Jodie Whittaker Doctor Who
Jodie Whittaker in a promo shot for her Doctor Who announcement video.BBC

Jodie Whittaker has given her first interview since being revealed as the next actor, and the first ever woman, to play the title role in the BBC's hit sci-fi series Doctor Who. She will take over the role from Peter Capaldi this Christmas.

Whittaker, best known for roles in ITV mystery Broadchurch and upcoming medical drama Trust Me, spoke to Shaun Keaveny on his BBC 6 Music breakfast show about being cast in the iconic role, describing it as "incredibly emotional".

"As a child all I wanted to do was be an actor and I wanted to do it because I wanted to play pretend, and [Doctor Who] is the ultimate," she said.

"I'm about to play an alien, a Time Lord, and as a girl? Who knew! That's incredible."

The BBC's decision to cast the first ever female Doctor was met with overwhelming positivity within the industry and from fans, but there were aso some vocal critics of the decision.

Whittaker hasn't seen much of it however. "I've missed a lot of the fun stuff, and probably the bad stuff because I'm not on any type of social media and never have been," she said. "So if I get sent something it's a mate screen-grabbing something and sending it to me.

"There's an amazing video of a young girl watching it and finding out... and seeing things like that are really exciting."

Whittaker refers to the video below.

Dr Who: Little girl has best reaction to new female doctor Twitter

Clearly excited by the prospect of playing the time lord, the 35-year-old said: "I feel like I'm immersing myself into a world that... just the love of it. Even now, I haven't even done it yet, I haven't done anything and just the fans are the most creative and enthusiastic people, and it's so exciting to be part of that.

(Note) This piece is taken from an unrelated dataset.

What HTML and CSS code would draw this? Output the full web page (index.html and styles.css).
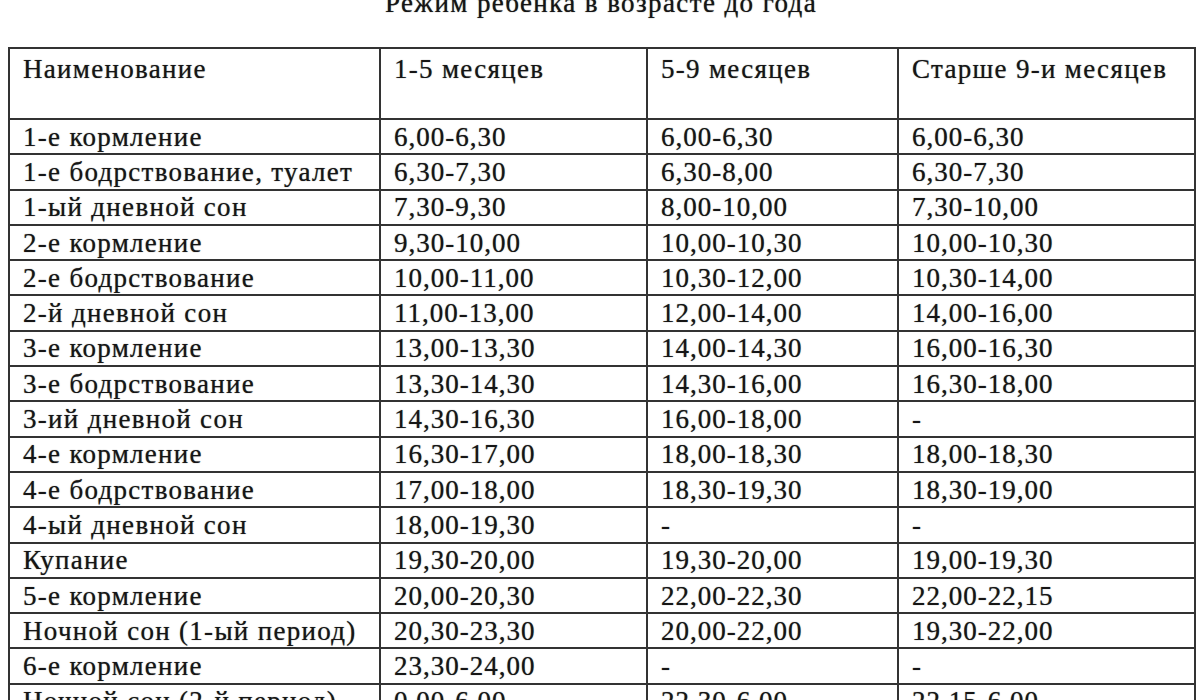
FILE: index.html
```html
<!DOCTYPE html>
<html lang="ru">
<head>
<meta charset="utf-8">
<title>Режим ребенка в возрасте до года</title>
<link rel="stylesheet" href="styles.css">
</head>
<body>
<div class="page">
  <h1 class="title">Режим ребенка в возрасте до года</h1>
  <table class="schedule">
    <colgroup>
      <col class="c1"><col class="c2"><col class="c3"><col class="c4">
    </colgroup>
    <thead>
      <tr class="head">
        <th>Наименование</th>
        <th>1-5 месяцев</th>
        <th>5-9 месяцев</th>
        <th>Старше 9-и месяцев</th>
      </tr>
    </thead>
    <tbody>
      <tr><td>1-е кормление</td><td>6,00-6,30</td><td>6,00-6,30</td><td>6,00-6,30</td></tr>
      <tr><td>1-е бодрствование, туалет</td><td>6,30-7,30</td><td>6,30-8,00</td><td>6,30-7,30</td></tr>
      <tr><td>1-ый дневной сон</td><td>7,30-9,30</td><td>8,00-10,00</td><td>7,30-10,00</td></tr>
      <tr><td>2-е кормление</td><td>9,30-10,00</td><td>10,00-10,30</td><td>10,00-10,30</td></tr>
      <tr><td>2-е бодрствование</td><td>10,00-11,00</td><td>10,30-12,00</td><td>10,30-14,00</td></tr>
      <tr><td>2-й дневной сон</td><td>11,00-13,00</td><td>12,00-14,00</td><td>14,00-16,00</td></tr>
      <tr><td>3-е кормление</td><td>13,00-13,30</td><td>14,00-14,30</td><td>16,00-16,30</td></tr>
      <tr><td>3-е бодрствование</td><td>13,30-14,30</td><td>14,30-16,00</td><td>16,30-18,00</td></tr>
      <tr><td>3-ий дневной сон</td><td>14,30-16,30</td><td>16,00-18,00</td><td>-</td></tr>
      <tr><td>4-е кормление</td><td>16,30-17,00</td><td>18,00-18,30</td><td>18,00-18,30</td></tr>
      <tr><td>4-е бодрствование</td><td>17,00-18,00</td><td>18,30-19,30</td><td>18,30-19,00</td></tr>
      <tr><td>4-ый дневной сон</td><td>18,00-19,30</td><td>-</td><td>-</td></tr>
      <tr><td>Купание</td><td>19,30-20,00</td><td>19,30-20,00</td><td>19,00-19,30</td></tr>
      <tr><td>5-е кормление</td><td>20,00-20,30</td><td>22,00-22,30</td><td>22,00-22,15</td></tr>
      <tr><td>Ночной сон (1-ый период)</td><td>20,30-23,30</td><td>20,00-22,00</td><td>19,30-22,00</td></tr>
      <tr><td>6-е кормление</td><td>23,30-24,00</td><td>-</td><td>-</td></tr>
      <tr><td>Ночной сон (2-й период)</td><td>0,00-6,00</td><td>22,30-6,00</td><td>22,15-6,00</td></tr>
    </tbody>
  </table>
</div>
</body>
</html>
```

FILE: styles.css
```css
html, body {
  margin: 0;
  padding: 0;
  background: #ffffff;
}

.page {
  padding: 0 6px 0 8px;
  font-family: "Liberation Serif", "DejaVu Serif", serif;
  color: #151515;
  overflow: hidden;
  height: 700px;
}

.title {
  margin: -12px 0 0 0;
  height: 59px;
  font-size: 27px;
  line-height: 30px;
  font-weight: normal;
  text-align: center;
  letter-spacing: 1.4px;
  text-shadow: 0 0 1px rgba(0, 0, 0, 0.7);
}

.schedule {
  width: 1186px;
  border-collapse: collapse;
  table-layout: fixed;
  border: 2px solid #333333;
  font-size: 27px;
  letter-spacing: 1.3px;
  text-shadow: 0 0 1px rgba(0, 0, 0, 0.6);
}

.c1 { width: 371px; }
.c2 { width: 267px; }
.c3 { width: 251px; }
.c4 { width: 297px; }

.schedule th,
.schedule td {
  border: 2px solid #333333;
  padding: 0 0 0 13px;
  text-align: left;
  white-space: nowrap;
  overflow: hidden;
}

.schedule th {
  font-weight: normal;
  vertical-align: top;
  padding-top: 5px;
  height: 64px;
}

.schedule tbody tr {
  height: 35.3px;
}

.schedule td {
  vertical-align: middle;
  line-height: 30px;
}

.schedule td + td {
  letter-spacing: 1px;
}
```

"The freedoms and the fun and the scale of the storylines. I already know Chris [Chibnall - incoming showrunner] and how incredible he is. He comes from a fan point of view of the show and the direction he's going to take it in his amazing.

"That's the best thing about this part. That every script I read will be brand new and something I can genuinely say, 'I've never done this before'."

Whittaker's first major role came in Roger Michell's Venus, opposite Peter O'Toole and Vanessa Redgrave. She's gone on to enjoy roles in the remake of St Trinian's and its sequel, Black Mirror episode The Entire History of You and Broadchurch.

Tomorrow (8 August) she stars in new four-part BBC drama Trust Me, about a nurse who (ironically) impersonates a doctor. She will make her debut as the Doctor in Peter Capaldi's final episode, this year's Christmas special Twice Upon a Time.

The episode will also be the last for showrunner Steven Moffat, with Broadchruch creator Chris Chibnall takes over as the show's lead writer, with Whittaker his leading lady.

Twice Upon a Time will air on BBC One on Christmas Day.